If you are drawn to amethyst during a period of confusion or decision making, I would take that seriously. Not as a sign that the stone will give you answers but as a sign that something in you is trying to get quiet enough to hear what it already knows.
How to actually use it
Here is what I do and what I have seen work for other people.
For sleep and mental quiet, keep a piece on your bedside table or under your pillow. The intention matters as much as the stone. When you place it, take a moment to actually decide what you want from it. Not vaguely. Specifically. I want to sleep without my brain running the same loop it ran yesterday. I want to wake up clearer than I went to bed. That specificity helps.
For meditation, hold a piece in your non-dominant hand. I use amethyst specifically when I am meditating about something I am confused about. Not to get an answer but to get quiet enough that an answer can surface on its own. Hold it loosely. Do not grip it. The looseness is the point.
For daily clarity, keep a small tumbled piece in your pocket or on your desk. I have one that lives on my desk and I pick it up and put it down probably twenty times a day without thinking about it. The tactile interruption of picking up a smooth stone tends to pull me out of whatever spiral I am in for just long enough to reset.
Cleanse it regularly. Amethyst does well with moonlight especially full moon charging. Leave it on a window overnight. Some people use running water, but check your specific stone first as some amethyst can fade with prolonged water exposure. Sunlight can also fade the colour over time so moonlight is the safest option.
The one thing I want to say
I have given away a lot of amethyst over the years. When a friend is going through something hard and I am trying to figure out what to do that is useful, amethyst is often the solution. Not because I think it will fix anything.

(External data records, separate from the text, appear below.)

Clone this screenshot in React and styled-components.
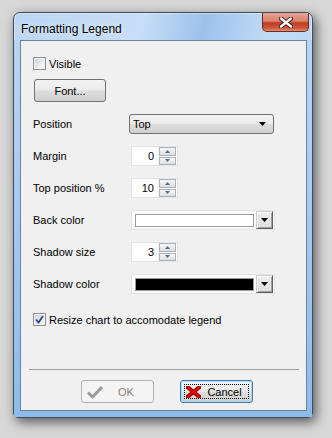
import React from "react";
import styled, { createGlobalStyle } from "styled-components";

const Global = createGlobalStyle`
  html, body { margin: 0; padding: 0; background: #d7d7d7; }
  #root { padding: 12px 0 0 13px; height: 438px; box-sizing: border-box; }
  * { box-sizing: border-box; }
`;

const Window = styled.div`
  width: 300px;
  height: 406px;
  border: 1px solid #3e4c5c;
  border-radius: 7px 7px 5px 5px;
  background: linear-gradient(100deg, #bcd6f2 0%, #c7def6 35%, #9cc2ec 52%, #c2dbf5 70%, #b9d4f1 100%);
  box-shadow: 0 0 0 1px rgba(255,255,255,0.35) inset, 3px 4px 12px rgba(0,0,0,0.6);
  display: flex;
  flex-direction: column;
  font-family: "Liberation Sans", Arial, sans-serif;
  font-size: 11px;
  color: #000;
`;

const TitleBar = styled.div`
  height: 27px;
  display: flex;
  align-items: flex-start;
  padding-left: 7px;
`;

const Title = styled.span`
  font-size: 12px;
  line-height: 14px;
  margin-top: 9px;
  color: #000;
  text-shadow: 0 0 6px rgba(255,255,255,0.9);
`;

const CloseButton = styled.div`
  margin-left: auto;
  margin-right: 3px;
  width: 47px;
  height: 19px;
  border: 1px solid #6b2a22;
  border-top: none;
  border-radius: 0 0 5px 5px;
  background: linear-gradient(#e8a293 0%, #d98270 45%, #c13c22 55%, #cf5a3c 85%, #e0937c 100%);
  display: flex;
  align-items: center;
  justify-content: center;
`;

const Frame = styled.div`
  flex: 1;
  display: flex;
  padding: 0 5px 6px 6px;
  background: linear-gradient(#b9d5f3, #8dbbec);
`;

const Client = styled.div`
  flex: 1;
  border: 1px solid #6f8398;
  background: #f0f0f0;
  display: flex;
  flex-direction: column;
  padding: 16px 7px 7px 12px;
`;

const CheckRow = styled.label`
  display: flex;
  align-items: center;
  height: 13px;
  margin-top: ${(p) => p.$mt || 0}px;
`;

const Box = styled.span`
  width: 13px;
  height: 13px;
  border: 1px solid #8e8f8f;
  background: linear-gradient(135deg, #cbcfd5 0%, #eef0f2 70%, #fafbfc 100%);
  box-shadow: inset 0 0 0 1px #f4f4f4;
  display: flex;
  align-items: center;
  justify-content: center;
  margin-right: 3px;
`;

const PushButton = styled.div`
  width: 73px;
  height: 23px;
  border: 1px solid ${(p) => (p.$disabled ? "#adb2b5" : "#707070")};
  border-radius: 3px;
  background: ${(p) =>
    p.$disabled
      ? "#f4f4f4"
      : "linear-gradient(#f2f2f2 0%, #ebebeb 48%, #dddddd 52%, #cfcfcf 100%)"};
  color: ${(p) => (p.$disabled ? "#838383" : "#000")};
  display: flex;
  align-items: center;
  justify-content: center;
  position: relative;
`;

const FontButton = styled(PushButton)`
  width: 72px;
  margin: 9px 0 0 1px;
`;

const DialogButton = styled(PushButton)`
  justify-content: flex-start;
  padding-left: 5px;
  ${(p) =>
    p.$focused &&
    `
    border-color: #3c7fb1;
    box-shadow: inset 0 0 0 1px #a6d8f2;
  `}
`;

const FocusRect = styled.span`
  position: absolute;
  inset: 3px;
  border: 1px dotted #000;
  pointer-events: none;
`;

const ButtonText = styled.span`
  flex: 1;
  text-align: center;
  padding-right: 4px;
`;

const FieldGrid = styled.div`
  margin-top: 12px;
  display: grid;
  grid-template-columns: 98px 1fr;
  grid-auto-rows: 20px;
  row-gap: 12px;
  align-items: center;
`;

const Combo = styled.div`
  margin-left: -2px;
  width: 145px;
  height: 20px;
  border: 1px solid #707070;
  border-radius: 3px;
  background: linear-gradient(#f2f2f2 0%, #ebebeb 48%, #dddddd 52%, #cfcfcf 100%);
  display: flex;
  align-items: center;
  padding: 0 7px 0 3px;
  justify-content: space-between;
`;

const Spin = styled.div`
  width: 47px;
  height: 20px;
  border: 1px solid #e2e3e6;
  background: #fff;
  display: flex;
  align-items: center;
  padding: 1px 1px 1px 0;
`;

const SpinValue = styled.span`
  flex: 1;
  text-align: right;
  padding-right: 5px;
`;

const SpinButtons = styled.div`
  width: 17px;
  height: 18px;
  display: flex;
  flex-direction: column;
  gap: 1px;
`;

const SpinBtn = styled.div`
  flex: 1;
  border: 1px solid #a9b0b9;
  background: linear-gradient(#f6f6f6, #dedede);
  display: flex;
  align-items: center;
  justify-content: center;
`;

const ColorCombo = styled.div`
  width: 144px;
  height: 20px;
  border: 1px solid #e2e3e6;
  background: #fafafa;
  display: flex;
  align-items: center;
  padding: 0 1px 0 3px;
  gap: 2px;
`;

const Swatch = styled.div`
  flex: 1;
  height: 13px;
  border: 1px solid #9b9b9b;
  background: ${(p) => p.$color};
`;

const DropBtn = styled.div`
  width: 17px;
  height: 18px;
  border: 1px solid;
  border-color: #d0d0d0 #5f5f5f #5f5f5f #d0d0d0;
  background: linear-gradient(#eeeeee, #dcdcdc);
  box-shadow: inset 1px 1px 0 #fff, inset -1px -1px 0 #a0a0a0;
  display: flex;
  align-items: center;
  justify-content: center;
`;

const Separator = styled.div`
  margin: auto 0 0 -4px;
  width: 270px;
  height: 1px;
  background: #a0a0a0;
`;

const ButtonRow = styled.div`
  margin: 10px 0 0 48px;
  display: flex;
  gap: 26px;
`;

const Arrow = ({ color = "#000" }) => (
  <svg width="7" height="4" viewBox="0 0 7 4">
    <path d="M0 0h7L3.5 4z" fill={color} />
  </svg>
);

const SpinArrow = ({ up }) => (
  <svg width="5" height="3" viewBox="0 0 5 3">
    <path d={up ? "M0 3h5L2.5 0z" : "M0 0h5L2.5 3z"} fill="#4b6aa6" />
  </svg>
);

const CheckMark = () => (
  <svg width="9" height="9" viewBox="0 0 9 9">
    <path d="M1 4.5 L3.5 7.5 L8 1" fill="none" stroke="#2c4a8a" strokeWidth="1.8" />
  </svg>
);

const SpinBox = ({ value }) => (
  <Spin>
    <SpinValue>{value}</SpinValue>
    <SpinButtons>
      <SpinBtn>
        <SpinArrow up />
      </SpinBtn>
      <SpinBtn>
        <SpinArrow />
      </SpinBtn>
    </SpinButtons>
  </Spin>
);

const ColorBox = ({ color }) => (
  <ColorCombo>
    <Swatch $color={color} />
    <DropBtn>
      <Arrow />
    </DropBtn>
  </ColorCombo>
);

export default function App() {
  return (
    <>
      <Global />
      <Window>
        <TitleBar>
          <Title>Formatting Legend</Title>
          <CloseButton>
            <svg width="14" height="11" viewBox="0 0 14 11">
              <path d="M2 1.5 L12 9.5 M12 1.5 L2 9.5" stroke="#3a1a14" strokeWidth="4.2" strokeLinecap="round" />
              <path d="M2 1.5 L12 9.5 M12 1.5 L2 9.5" stroke="#fff" strokeWidth="2.4" strokeLinecap="round" />
            </svg>
          </CloseButton>
        </TitleBar>
        <Frame>
          <Client>
            <CheckRow>
              <Box />
              Visible
            </CheckRow>
            <FontButton>Font...</FontButton>
            <FieldGrid>
              <span>Position</span>
              <Combo>
                <span>Top</span>
                <Arrow />
              </Combo>
              <span>Margin</span>
              <SpinBox value="0" />
              <span>Top position %</span>
              <SpinBox value="10" />
              <span>Back color</span>
              <ColorBox color="#ffffff" />
              <span>Shadow size</span>
              <SpinBox value="3" />
              <span>Shadow color</span>
              <ColorBox color="#000000" />
            </FieldGrid>
            <CheckRow $mt={19}>
              <Box>
                <CheckMark />
              </Box>
              Resize chart to accomodate legend
            </CheckRow>
            <Separator />
            <ButtonRow>
              <DialogButton $disabled>
                <svg width="16" height="14" viewBox="0 0 16 14">
                  <path d="M1 7.5 L5.5 12 L15 2" fill="none" stroke="#9a9a9a" strokeWidth="3" strokeLinejoin="round" />
                </svg>
                <ButtonText>OK</ButtonText>
              </DialogButton>
              <DialogButton $focused>
                <svg width="15" height="12" viewBox="0 0 15 12">
                  <path d="M2 1.5 L13 10.5 M13 1.5 L2 10.5" stroke="#7a0000" strokeWidth="4" strokeLinecap="square" />
                  <path d="M2 1.5 L13 10.5 M13 1.5 L2 10.5" stroke="#e00000" strokeWidth="2.4" strokeLinecap="square" />
                </svg>
                <ButtonText>Cancel</ButtonText>
                <FocusRect />
              </DialogButton>
            </ButtonRow>
          </Client>
        </Frame>
      </Window>
    </>
  );
}
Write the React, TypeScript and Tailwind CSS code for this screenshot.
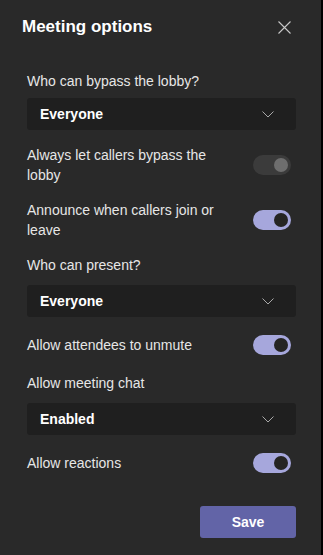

Because giving someone a physical object that says I thought of you and I wanted you to have something to hold is different from just saying I am sorry you are going through this.
The stone becomes a container for that care. Something they can pick up when the hard thing feels particularly hard and remember that someone was thinking about them when they chose it.
That is not magic. That is just what physical objects do when they are given with intention. They carry the meaning forward through time in a way that words do not always manage.
Amethyst has been doing that for two thousand years across cultures that had nothing to do with each other. Carrying meaning. Holding intention. Helping people get quiet enough to think clearly.
I do not think that is a coincidence. I just think it is one of those things that is true whether or not we have a satisfying explanation for why.